Answer

**step1** Understanding the expression

The problem asks us to verify the identity $$(x+y)^{2}=x^{2}+2xy+y^{2}$$ using the FOIL method. The term $$(x+y)^{2}$$ means $$(x+y)$$ multiplied by itself. We can write this multiplication as $$(x+y)(x+y)$$.

**step2** Applying the FOIL method - First terms

The FOIL method is a systematic way to multiply two binomials. FOIL is an acronym that stands for First, Outer, Inner, Last, referring to the pairs of terms that are multiplied. We will apply this method to $$(x+y)(x+y)$$.
First, we multiply the "First" terms of each binomial:
$$x \times x = x^{2}$$

**step3** Applying the FOIL method - Outer terms

Next, we multiply the "Outer" terms of the binomials. These are the terms on the very outside of the expression:
$$x \times y = xy$$

**step4** Applying the FOIL method - Inner terms

Then, we multiply the "Inner" terms of the binomials. These are the terms in the middle of the expression:
$$y \times x = yx$$

**step5** Applying the FOIL method - Last terms

Finally, we multiply the "Last" terms of each binomial:
$$y \times y = y^{2}$$

**step6** Combining the terms

Now, we add all the products obtained from the FOIL method:
$$x^{2} + xy + yx + y^{2}$$
Since multiplication is commutative, $$xy$$ and $$yx$$ represent the same quantity.

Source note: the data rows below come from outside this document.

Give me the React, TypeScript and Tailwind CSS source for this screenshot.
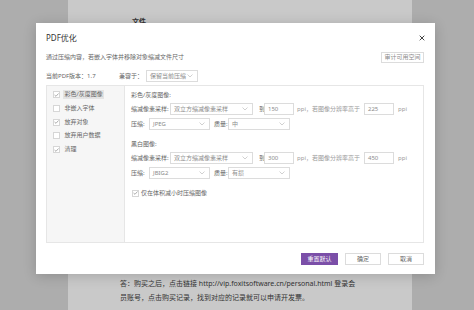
import React from "react";

const F = "font-['Noto_Sans','Noto_Sans_CJK_SC',sans-serif]";

function Chevron() {
  return (
    <svg width="6" height="4" viewBox="0 0 6 4" className="shrink-0">
      <polyline points="0.5,0.5 3,3 5.5,0.5" fill="none" stroke="#bdbdbd" strokeWidth="0.7" />
    </svg>
  );
}

function Check({ on }: { on: boolean }) {
  return (
    <div className="w-[7px] h-[7px] border border-[#d6d6d6] bg-white flex items-center justify-center shrink-0">
      {on && (
        <svg width="5" height="4" viewBox="0 0 5 4">
          <polyline points="0.5,2 2,3.3 4.5,0.5" fill="none" stroke="#8a8a8a" strokeWidth="0.7" />
        </svg>
      )}
    </div>
  );
}

function Select({ w, text }: { w: string; text: string }) {
  return (
    <div className={`${w} h-[12px] border border-[#dcdcdc] bg-white flex items-center justify-between pl-[3px] pr-[4px] text-[#8c8c8c] shrink-0`}>
      <span className="whitespace-nowrap">{text}</span>
      <Chevron />
    </div>
  );
}

function Input({ v }: { v: string }) {
  return (
    <div className="w-[30px] h-[12px] border border-[#dcdcdc] bg-white flex items-center pl-[3px] text-[#8c8c8c] shrink-0">
      {v}
    </div>
  );
}

function SampleRow({ a, b }: { a: string; b: string }) {
  return (
    <div className="mt-[3px] h-[12px] flex items-center">
      <span className="w-[39px] shrink-0 whitespace-nowrap">缩减像素采样:</span>
      <Select w="w-[83px]" text="双立方缩减像素采样" />
      <span className="ml-[6px] w-[5px] shrink-0">到</span>
      <Input v={a} />
      <span className="ml-[3px] w-[67px] shrink-0 whitespace-nowrap text-[#9a9a9a]">ppi，若图像分辨率高于</span>
      <Input v={b} />
      <span className="ml-[4px] text-[#9a9a9a]">ppi</span>
    </div>
  );
}

function CompRow({ c, q }: { c: string; q: string }) {
  return (
    <div className="mt-[3px] h-[12px] flex items-center">
      <span className="w-[18px] shrink-0">压缩:</span>
      <Select w="w-[61px]" text={c} />
      <span className="ml-[4px] w-[14px] shrink-0 whitespace-nowrap">质量:</span>
      <Select w="w-[62px]" text={q} />
    </div>
  );
}

export default function App() {
  const items: [string, boolean][] = [
    ["彩色/灰度图像", true],
    ["非嵌入字体", false],
    ["放弃对象", true],
    ["放弃用户数据", false],
    ["清理", true],
  ];
  return (
    <div className={`relative w-[474px] h-[310px] bg-[#adadad] overflow-hidden ${F}`}>
      <div className="ml-[68px] w-[344px] h-full bg-[#c9c9c9] flex flex-col">
        <div className="pl-[64px] pt-[17px] text-[7px] font-bold text-[#333] leading-[10px]">文件</div>
        <div className="mt-auto mb-[5px] pl-[52px] text-[7px] leading-[14px] text-[#333]">
          <div>答：购买之后，点击链接 http://vip.foxitsoftware.cn/personal.html 登录会</div>
          <div>员账号，点击购买记录，找到对应的记录就可以申请开发票。</div>
        </div>
      </div>

      <div className="absolute left-[36px] top-[23px] w-[399px] h-[251px] bg-white shadow-[0_2px_12px_rgba(0,0,0,0.18)] flex flex-col pl-[10px] pr-[11px] pt-[9px] text-[6px] text-[#666]">
        <div className="h-[12px] flex items-center justify-between">
          <span className="text-[8px] text-[#333]">PDF优化</span>
          <svg width="6" height="6" viewBox="0 0 6 6" className="mr-[-1px]">
            <path d="M0.7 0.7 L5.3 5.3 M5.3 0.7 L0.7 5.3" stroke="#444" strokeWidth="1" />
          </svg>
        </div>
        <div className="mt-[8px] h-[11px] flex items-center justify-between">
          <span>通过压缩内容，若嵌入字体并移除对象缩减文件尺寸</span>
          <div className="w-[43px] h-[11px] border border-[#dcdcdc] flex items-center justify-center text-[#8c8c8c]">审计可用空间</div>
        </div>
        <div className="mt-[7px] h-[12px] flex items-center">
          <span className="w-[73px] shrink-0">当前PDF版本：1.7</span>
          <span className="w-[27px] shrink-0">兼容于：</span>
          <Select w="w-[52px]" text="保留当前压缩" />
        </div>

        <div className="mt-[3px] h-[158px] flex border border-[#e6e6e6]">
          <div className="w-[78px] shrink-0 bg-[#f6f6f6] border-r border-[#e6e6e6] pt-[2px]">
            {items.map(([t, on], i) => (
              <div key={t} className="h-[13.7px] flex items-center pl-[6px]">
                <Check on={on} />
                <span className={`ml-[3px] px-[1.5px] leading-[9px] ${i === 0 ? "bg-[#e4e4e4]" : ""}`}>{t}</span>
              </div>
            ))}
          </div>
          <div className="flex-1 pl-[6px] pt-[4px]">
            <div className="h-[10px] flex items-center">彩色/灰度图像:</div>
            <SampleRow a="150" b="225" />
            <CompRow c="JPEG" q="中" />
            <div className="mt-[9px] h-[10px] flex items-center">黑白图像:</div>
            <SampleRow a="300" b="450" />
            <CompRow c="JBIG2" q="有损" />
            <div className="mt-[8px] h-[12px] flex items-center pl-[1px]">
              <Check on={true} />
              <span className="ml-[2px]">仅在体积减小时压缩图像</span>
            </div>
          </div>
        </div>

        <div className="mt-[10px] h-[12px] flex justify-end gap-[7px]">
          <div className="w-[37px] h-[12px] bg-[#7b4fa8] text-white flex items-center justify-center">重置默认</div>
          <div className="w-[36px] h-[12px] border border-[#dcdcdc] flex items-center justify-center">确定</div>
          <div className="w-[36px] h-[12px] border border-[#dcdcdc] flex items-center justify-center">取消</div>
        </div>
      </div>
    </div>
  );
}
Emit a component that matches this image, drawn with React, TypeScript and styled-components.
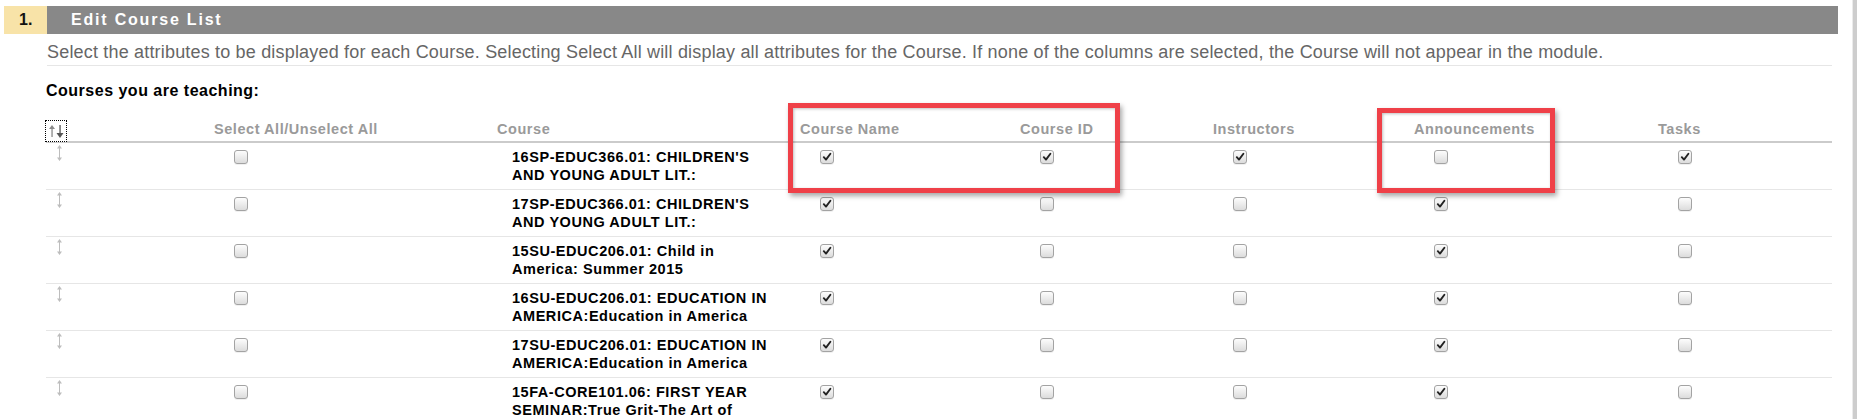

Therefore, we can combine these like terms:
$$xy + yx = 2xy$$
Substituting this back into our sum, the expanded expression becomes:
$$x^{2} + 2xy + y^{2}$$

**step7** Verification

We started with the expression $$(x+y)^{2}$$ and, by systematically applying the FOIL method, we expanded it to $$x^{2} + 2xy + y^{2}$$.
This result exactly matches the right side of the given identity $$(x+y)^{2}=x^{2}+2xy+y^{2}$$.
Thus, the identity is verified using the FOIL method.